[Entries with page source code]
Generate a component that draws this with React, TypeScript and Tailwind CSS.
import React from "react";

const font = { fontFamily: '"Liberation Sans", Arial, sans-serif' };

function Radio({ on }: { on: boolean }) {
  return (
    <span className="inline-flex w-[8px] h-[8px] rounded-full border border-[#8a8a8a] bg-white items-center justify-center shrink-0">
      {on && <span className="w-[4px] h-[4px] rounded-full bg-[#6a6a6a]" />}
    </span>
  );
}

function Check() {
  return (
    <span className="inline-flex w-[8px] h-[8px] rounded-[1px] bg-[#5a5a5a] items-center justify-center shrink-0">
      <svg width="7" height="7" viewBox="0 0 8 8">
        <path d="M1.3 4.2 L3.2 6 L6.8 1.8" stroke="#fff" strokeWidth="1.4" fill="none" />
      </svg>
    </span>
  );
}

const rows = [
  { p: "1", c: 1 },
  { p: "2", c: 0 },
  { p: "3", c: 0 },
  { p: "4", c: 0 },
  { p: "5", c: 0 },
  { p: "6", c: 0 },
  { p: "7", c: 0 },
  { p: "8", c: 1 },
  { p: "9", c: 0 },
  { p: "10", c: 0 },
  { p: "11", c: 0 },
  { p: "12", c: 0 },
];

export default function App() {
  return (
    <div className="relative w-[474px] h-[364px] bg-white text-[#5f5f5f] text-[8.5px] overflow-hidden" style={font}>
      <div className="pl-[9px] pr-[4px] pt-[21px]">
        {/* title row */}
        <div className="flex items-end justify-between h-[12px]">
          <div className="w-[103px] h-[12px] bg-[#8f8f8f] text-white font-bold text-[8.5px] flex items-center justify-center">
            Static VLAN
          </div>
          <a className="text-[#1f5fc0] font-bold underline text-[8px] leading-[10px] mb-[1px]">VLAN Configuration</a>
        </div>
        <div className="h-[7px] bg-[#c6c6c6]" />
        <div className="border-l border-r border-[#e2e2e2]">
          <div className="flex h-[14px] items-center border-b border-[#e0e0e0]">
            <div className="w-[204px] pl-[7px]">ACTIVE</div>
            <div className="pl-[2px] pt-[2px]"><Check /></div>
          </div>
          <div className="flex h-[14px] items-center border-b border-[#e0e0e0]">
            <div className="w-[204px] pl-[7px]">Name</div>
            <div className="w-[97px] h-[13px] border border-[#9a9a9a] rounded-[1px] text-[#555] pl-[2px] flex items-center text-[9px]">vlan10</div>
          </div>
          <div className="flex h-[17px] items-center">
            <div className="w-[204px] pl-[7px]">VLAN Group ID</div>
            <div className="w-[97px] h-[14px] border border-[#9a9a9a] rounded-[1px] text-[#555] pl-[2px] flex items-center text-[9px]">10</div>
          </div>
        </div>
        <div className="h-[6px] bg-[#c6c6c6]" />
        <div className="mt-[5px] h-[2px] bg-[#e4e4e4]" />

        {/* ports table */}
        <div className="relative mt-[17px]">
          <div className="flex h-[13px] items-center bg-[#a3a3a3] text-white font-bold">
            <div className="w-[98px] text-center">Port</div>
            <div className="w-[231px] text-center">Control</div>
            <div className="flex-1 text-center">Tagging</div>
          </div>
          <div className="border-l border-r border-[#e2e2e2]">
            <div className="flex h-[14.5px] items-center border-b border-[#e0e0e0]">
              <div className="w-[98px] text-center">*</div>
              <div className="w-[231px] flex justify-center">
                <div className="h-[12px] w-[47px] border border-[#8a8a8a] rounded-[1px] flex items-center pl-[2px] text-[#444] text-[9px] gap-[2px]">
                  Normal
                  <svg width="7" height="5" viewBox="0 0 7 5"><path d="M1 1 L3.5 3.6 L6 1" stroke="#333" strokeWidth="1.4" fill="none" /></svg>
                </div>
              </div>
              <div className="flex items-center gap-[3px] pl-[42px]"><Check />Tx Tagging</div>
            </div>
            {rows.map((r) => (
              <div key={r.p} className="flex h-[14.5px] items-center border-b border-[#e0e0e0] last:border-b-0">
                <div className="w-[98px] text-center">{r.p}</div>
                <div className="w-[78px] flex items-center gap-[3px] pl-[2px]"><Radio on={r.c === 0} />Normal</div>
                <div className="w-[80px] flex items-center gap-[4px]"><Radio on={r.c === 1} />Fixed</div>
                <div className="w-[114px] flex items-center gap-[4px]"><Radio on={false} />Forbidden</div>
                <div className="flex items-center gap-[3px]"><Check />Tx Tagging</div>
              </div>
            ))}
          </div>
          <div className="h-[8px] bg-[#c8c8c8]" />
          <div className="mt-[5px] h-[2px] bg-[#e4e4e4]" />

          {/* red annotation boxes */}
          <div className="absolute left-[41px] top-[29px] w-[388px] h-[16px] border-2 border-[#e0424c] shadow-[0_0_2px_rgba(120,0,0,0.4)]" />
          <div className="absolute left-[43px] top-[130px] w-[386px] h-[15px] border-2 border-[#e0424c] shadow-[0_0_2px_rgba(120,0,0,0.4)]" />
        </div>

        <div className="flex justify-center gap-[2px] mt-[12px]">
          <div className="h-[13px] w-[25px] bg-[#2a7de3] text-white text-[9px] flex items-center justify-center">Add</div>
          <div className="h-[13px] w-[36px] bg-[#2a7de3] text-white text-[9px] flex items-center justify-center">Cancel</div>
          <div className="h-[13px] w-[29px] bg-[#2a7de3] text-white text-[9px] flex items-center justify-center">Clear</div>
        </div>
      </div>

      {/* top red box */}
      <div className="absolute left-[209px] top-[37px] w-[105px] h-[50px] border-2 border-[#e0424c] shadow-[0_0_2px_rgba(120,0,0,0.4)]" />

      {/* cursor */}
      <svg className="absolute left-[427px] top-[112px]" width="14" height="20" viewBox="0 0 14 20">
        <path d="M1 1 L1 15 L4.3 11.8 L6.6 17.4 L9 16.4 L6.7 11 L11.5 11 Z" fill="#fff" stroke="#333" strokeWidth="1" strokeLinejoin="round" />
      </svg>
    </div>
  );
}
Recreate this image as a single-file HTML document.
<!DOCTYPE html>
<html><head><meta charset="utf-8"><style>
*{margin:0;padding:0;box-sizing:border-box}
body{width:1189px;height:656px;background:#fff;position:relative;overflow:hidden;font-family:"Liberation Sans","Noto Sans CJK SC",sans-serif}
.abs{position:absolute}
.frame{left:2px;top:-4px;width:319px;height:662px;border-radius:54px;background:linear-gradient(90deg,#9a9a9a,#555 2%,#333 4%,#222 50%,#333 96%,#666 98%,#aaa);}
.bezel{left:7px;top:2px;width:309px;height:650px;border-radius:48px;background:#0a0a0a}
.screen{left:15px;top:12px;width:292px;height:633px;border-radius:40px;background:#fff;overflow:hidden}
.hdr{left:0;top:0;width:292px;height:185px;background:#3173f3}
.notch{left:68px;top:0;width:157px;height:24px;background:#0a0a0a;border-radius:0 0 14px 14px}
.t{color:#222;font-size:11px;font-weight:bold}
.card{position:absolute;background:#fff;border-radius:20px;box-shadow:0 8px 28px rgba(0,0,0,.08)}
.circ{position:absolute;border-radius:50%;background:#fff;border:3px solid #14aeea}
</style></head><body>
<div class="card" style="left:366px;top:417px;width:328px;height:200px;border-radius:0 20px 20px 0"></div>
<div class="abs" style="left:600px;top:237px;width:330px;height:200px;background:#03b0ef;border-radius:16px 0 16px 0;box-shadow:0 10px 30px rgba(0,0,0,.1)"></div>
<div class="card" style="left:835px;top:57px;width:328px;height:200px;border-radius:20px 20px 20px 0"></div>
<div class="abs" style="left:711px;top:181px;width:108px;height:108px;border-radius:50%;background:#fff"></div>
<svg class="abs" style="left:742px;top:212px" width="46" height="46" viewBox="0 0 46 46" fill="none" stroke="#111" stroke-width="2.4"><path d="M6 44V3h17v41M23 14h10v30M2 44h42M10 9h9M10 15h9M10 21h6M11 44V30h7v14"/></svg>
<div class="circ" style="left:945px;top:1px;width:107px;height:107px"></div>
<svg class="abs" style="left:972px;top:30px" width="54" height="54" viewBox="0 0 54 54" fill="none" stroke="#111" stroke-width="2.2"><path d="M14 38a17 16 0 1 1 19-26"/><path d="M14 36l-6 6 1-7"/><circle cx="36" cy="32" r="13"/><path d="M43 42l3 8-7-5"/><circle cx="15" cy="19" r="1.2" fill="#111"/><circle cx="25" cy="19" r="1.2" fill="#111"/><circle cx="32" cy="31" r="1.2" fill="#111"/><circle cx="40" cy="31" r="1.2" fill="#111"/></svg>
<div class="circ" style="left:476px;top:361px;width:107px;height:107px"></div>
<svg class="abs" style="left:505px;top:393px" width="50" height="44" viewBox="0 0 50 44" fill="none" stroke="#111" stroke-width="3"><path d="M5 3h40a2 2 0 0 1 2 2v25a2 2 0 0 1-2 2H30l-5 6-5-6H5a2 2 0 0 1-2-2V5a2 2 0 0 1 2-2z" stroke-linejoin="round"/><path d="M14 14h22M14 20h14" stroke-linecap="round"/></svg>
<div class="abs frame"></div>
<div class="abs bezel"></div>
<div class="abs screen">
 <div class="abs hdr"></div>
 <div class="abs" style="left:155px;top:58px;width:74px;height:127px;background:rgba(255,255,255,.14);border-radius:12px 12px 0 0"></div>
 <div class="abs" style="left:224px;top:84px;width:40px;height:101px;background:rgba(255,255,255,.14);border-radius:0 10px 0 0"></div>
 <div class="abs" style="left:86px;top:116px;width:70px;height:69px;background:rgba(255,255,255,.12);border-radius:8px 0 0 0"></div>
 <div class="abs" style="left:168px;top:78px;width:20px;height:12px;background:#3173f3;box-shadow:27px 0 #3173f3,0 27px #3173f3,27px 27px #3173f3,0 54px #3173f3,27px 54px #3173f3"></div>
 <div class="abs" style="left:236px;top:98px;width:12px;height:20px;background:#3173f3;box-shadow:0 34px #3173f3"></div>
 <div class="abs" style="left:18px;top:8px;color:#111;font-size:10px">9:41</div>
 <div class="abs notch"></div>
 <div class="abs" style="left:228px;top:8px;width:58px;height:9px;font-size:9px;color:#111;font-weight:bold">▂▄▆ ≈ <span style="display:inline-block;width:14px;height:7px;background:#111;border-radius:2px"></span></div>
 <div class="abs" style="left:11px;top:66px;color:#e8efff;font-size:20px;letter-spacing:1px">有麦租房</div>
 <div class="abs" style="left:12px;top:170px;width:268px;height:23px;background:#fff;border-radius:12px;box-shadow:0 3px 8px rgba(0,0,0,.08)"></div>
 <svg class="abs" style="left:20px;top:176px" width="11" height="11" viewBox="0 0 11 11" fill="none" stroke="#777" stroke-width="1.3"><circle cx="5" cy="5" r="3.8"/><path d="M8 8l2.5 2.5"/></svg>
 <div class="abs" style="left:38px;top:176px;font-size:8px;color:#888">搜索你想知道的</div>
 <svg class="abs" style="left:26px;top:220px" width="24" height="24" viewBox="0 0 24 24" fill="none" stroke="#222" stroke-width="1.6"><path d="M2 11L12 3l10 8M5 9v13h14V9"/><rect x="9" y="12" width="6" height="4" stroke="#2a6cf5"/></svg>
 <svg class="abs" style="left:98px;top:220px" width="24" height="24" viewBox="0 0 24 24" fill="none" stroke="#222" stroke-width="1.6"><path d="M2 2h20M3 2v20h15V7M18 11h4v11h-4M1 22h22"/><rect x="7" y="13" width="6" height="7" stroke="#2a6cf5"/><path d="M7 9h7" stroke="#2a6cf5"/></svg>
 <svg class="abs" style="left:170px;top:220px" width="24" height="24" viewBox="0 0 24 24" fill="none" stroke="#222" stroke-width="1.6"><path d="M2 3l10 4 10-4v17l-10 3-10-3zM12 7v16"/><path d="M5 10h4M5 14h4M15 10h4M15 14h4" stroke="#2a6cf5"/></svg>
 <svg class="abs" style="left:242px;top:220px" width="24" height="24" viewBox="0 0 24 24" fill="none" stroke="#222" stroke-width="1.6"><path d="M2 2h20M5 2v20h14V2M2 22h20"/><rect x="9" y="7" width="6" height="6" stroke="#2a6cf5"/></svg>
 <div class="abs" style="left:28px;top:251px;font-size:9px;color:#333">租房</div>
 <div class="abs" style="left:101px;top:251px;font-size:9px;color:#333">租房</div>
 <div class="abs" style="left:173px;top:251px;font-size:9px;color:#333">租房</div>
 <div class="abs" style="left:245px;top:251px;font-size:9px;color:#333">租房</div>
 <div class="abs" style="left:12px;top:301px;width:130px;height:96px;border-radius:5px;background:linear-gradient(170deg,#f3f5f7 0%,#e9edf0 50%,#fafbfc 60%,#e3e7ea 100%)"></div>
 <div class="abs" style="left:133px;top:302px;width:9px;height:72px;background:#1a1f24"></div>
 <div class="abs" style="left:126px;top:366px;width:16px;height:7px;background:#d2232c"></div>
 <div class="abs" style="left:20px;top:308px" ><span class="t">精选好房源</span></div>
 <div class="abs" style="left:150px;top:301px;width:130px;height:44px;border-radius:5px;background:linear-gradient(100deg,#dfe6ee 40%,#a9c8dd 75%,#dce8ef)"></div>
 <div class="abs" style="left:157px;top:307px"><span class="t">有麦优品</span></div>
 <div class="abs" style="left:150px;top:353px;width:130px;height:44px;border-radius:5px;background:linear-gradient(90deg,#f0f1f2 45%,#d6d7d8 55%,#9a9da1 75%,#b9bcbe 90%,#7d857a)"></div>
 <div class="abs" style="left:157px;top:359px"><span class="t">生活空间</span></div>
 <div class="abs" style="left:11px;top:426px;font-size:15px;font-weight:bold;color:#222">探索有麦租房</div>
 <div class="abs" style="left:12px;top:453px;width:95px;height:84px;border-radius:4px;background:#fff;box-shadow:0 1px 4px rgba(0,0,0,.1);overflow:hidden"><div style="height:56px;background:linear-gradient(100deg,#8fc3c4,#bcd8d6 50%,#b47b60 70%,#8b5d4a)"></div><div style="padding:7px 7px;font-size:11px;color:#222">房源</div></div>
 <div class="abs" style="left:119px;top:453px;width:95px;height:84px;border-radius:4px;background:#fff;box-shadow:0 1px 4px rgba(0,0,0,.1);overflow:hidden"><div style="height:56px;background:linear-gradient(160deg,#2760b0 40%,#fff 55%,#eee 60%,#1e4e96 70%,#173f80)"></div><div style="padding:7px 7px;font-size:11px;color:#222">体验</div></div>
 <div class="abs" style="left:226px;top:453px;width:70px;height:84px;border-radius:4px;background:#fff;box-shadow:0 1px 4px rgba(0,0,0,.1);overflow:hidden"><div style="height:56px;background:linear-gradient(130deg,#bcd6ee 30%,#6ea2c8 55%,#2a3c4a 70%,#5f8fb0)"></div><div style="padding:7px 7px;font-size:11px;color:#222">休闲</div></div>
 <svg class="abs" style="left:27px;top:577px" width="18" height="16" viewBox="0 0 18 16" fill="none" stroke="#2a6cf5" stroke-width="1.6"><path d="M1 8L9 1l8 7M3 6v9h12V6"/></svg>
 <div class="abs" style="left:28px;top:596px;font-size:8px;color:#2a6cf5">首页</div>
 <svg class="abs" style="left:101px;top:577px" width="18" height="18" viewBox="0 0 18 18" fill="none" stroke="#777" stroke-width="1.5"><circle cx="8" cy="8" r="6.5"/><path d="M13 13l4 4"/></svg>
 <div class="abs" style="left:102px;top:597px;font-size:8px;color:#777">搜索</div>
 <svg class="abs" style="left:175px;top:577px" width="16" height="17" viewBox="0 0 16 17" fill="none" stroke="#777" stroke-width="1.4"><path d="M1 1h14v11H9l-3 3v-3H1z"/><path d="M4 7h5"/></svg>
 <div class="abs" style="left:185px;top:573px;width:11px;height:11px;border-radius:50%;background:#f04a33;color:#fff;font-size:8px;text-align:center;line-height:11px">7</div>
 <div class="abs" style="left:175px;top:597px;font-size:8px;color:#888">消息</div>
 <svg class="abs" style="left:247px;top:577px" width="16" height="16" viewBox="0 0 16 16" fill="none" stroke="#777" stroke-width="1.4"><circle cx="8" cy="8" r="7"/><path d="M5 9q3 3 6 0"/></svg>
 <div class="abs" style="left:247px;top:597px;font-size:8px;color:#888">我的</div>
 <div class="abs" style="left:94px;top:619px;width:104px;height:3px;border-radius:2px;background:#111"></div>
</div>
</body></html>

▶ _DIRECTIONS_
From the entries, report each line that includes the word "this".

▶ _WRITTEN ANSWER_
Generate a component that draws this with React, TypeScript and Tailwind CSS.
Recreate this image as a single-file HTML document.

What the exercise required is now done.